Obama had said the most important attribute for a judge is empathy. I got a kick out of Glen Beck on Fox news this morning. He asked if they were going to redo the statue in front of the Supreme Court where a blindfolded lady justice is replaced with one where she peaks under the blindfold. You might be more equal ( I know no such thing) if your a minority etc.


----------



## Candiru (Aug 18, 2005)

She was helped along by Bush 41 who appointed her to a court back in his term. This is just another knife placed into the backs of conservatives by the Bush family.


----------



## Plainsman (Jul 30, 2003)

Candiru said:


> She was helped along by Bush 41 who appointed her to a court back in his term. This is just another knife placed into the backs of conservatives by the Bush family.


You know I was thinking about that. Remember Souter was supposed to be conservative? One would think he spent most of his career pretending to be conservative simply to deceive everyone. Once on the Supreme Court he became very liberal. I have some reservations about the Bush's starting with their pet term "New World Order". I get even more worried since that term fits in with "The Obama Deception".


----------



## 4CurlRedleg (Aug 31, 2003)

Rumble has it Bush made a deal with Moynihan for her nomination and some legislation Bush wanted.George HW that is.

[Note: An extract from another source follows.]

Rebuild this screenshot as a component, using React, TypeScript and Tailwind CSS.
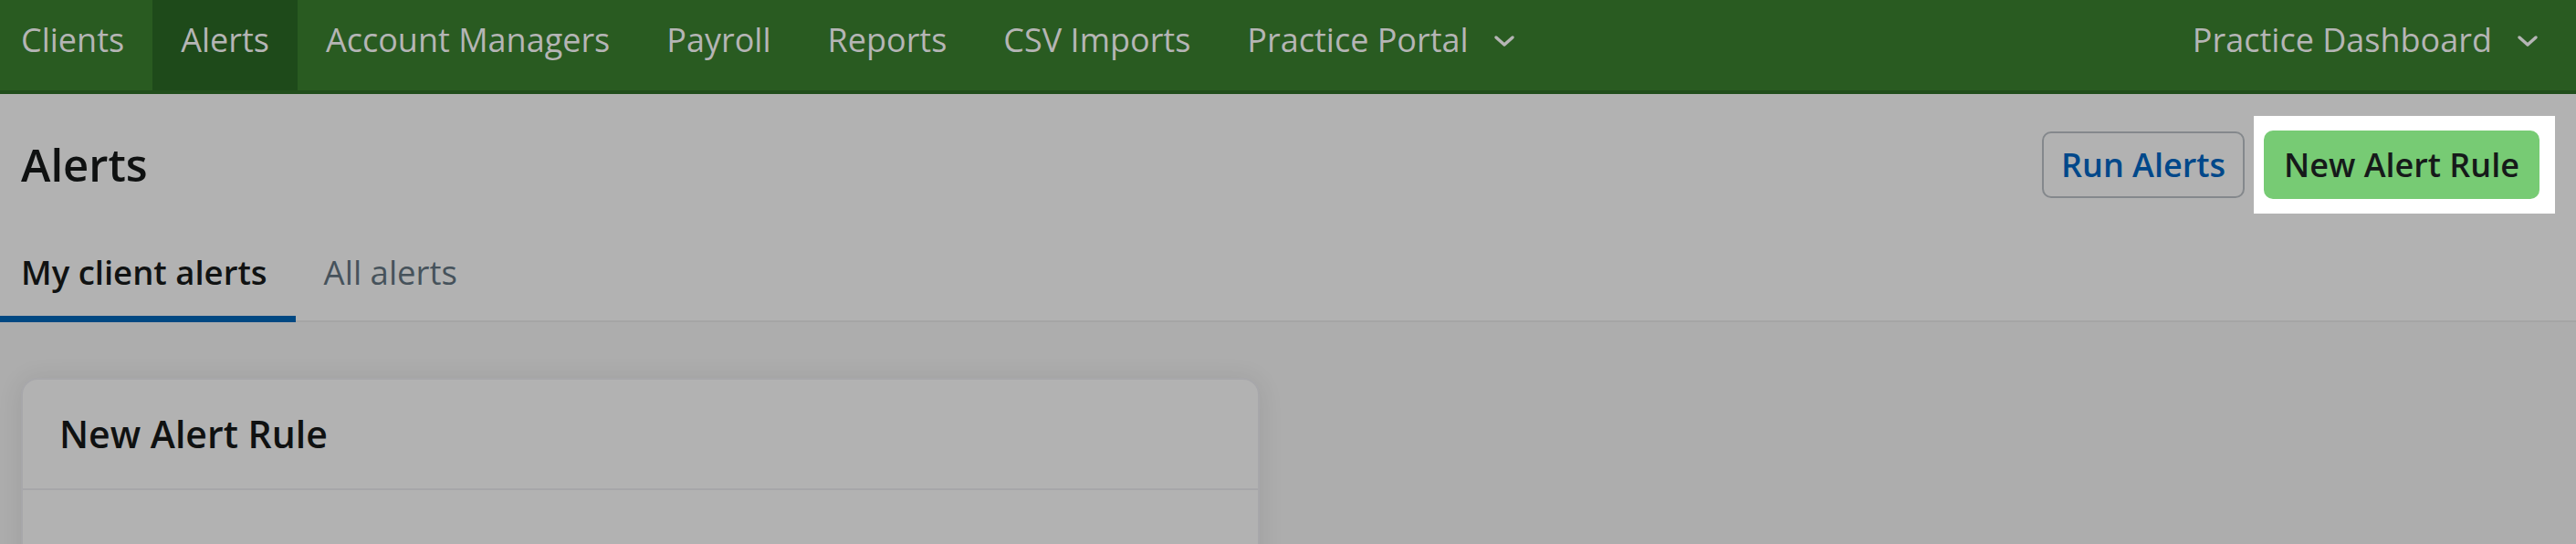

It is getting as plain as the nose on our faces Plainsman. Yeah?


----------



## NDTerminator (Aug 20, 2003)

The gal's name is Sotomayor. Typical far left lib the Dear Leader is touting as a moderate. She's openly stated she's better at making important decisions than a W/M because she's a hispanic female (but in no way sees this statement as racist), has openly stated that the Appelate Courts make social policy, and rightfully so, and of her decisions that have been appealed to the Supremes, 60% have been reversed...

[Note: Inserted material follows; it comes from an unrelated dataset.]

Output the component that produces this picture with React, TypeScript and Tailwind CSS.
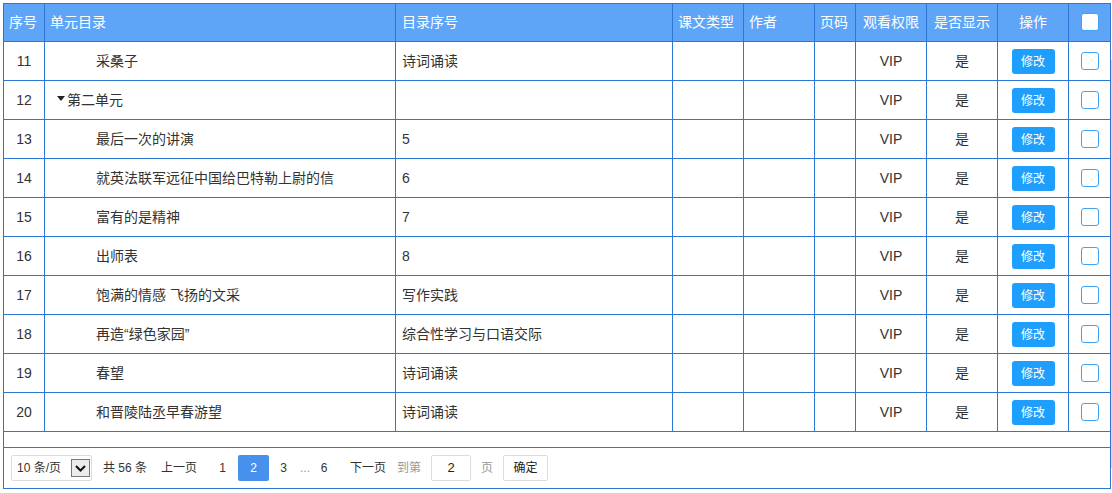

Come on now, Dear Leader, is a hispanic Nancy Pelsosi the best you can come up with?...


----------



## Hunter_58346 (May 22, 2003)

She has also issued an opinion that the 2nd Amendment does NOT guarantee an individuals right to own a gun. And that was after the DC vs. Heller case. This choice puts the GOP in a pickle of sorts. Oppose to loudly and you are going to hear "RACISTS" from sea-to-shining-sea".


----------



## omegax (Oct 25, 2006)

Alito said some very similar things about his background, and the next sentence out of he mouth after the one about appellate courts making policy was that she rejects that. Conveniently, nobody ever plays that bit of the tape.

The woman was on a 3 judge panel and agreed with the conservative something like 85% of the time. The sky isn't falling. She's replacing Souter. The makeup is still the same.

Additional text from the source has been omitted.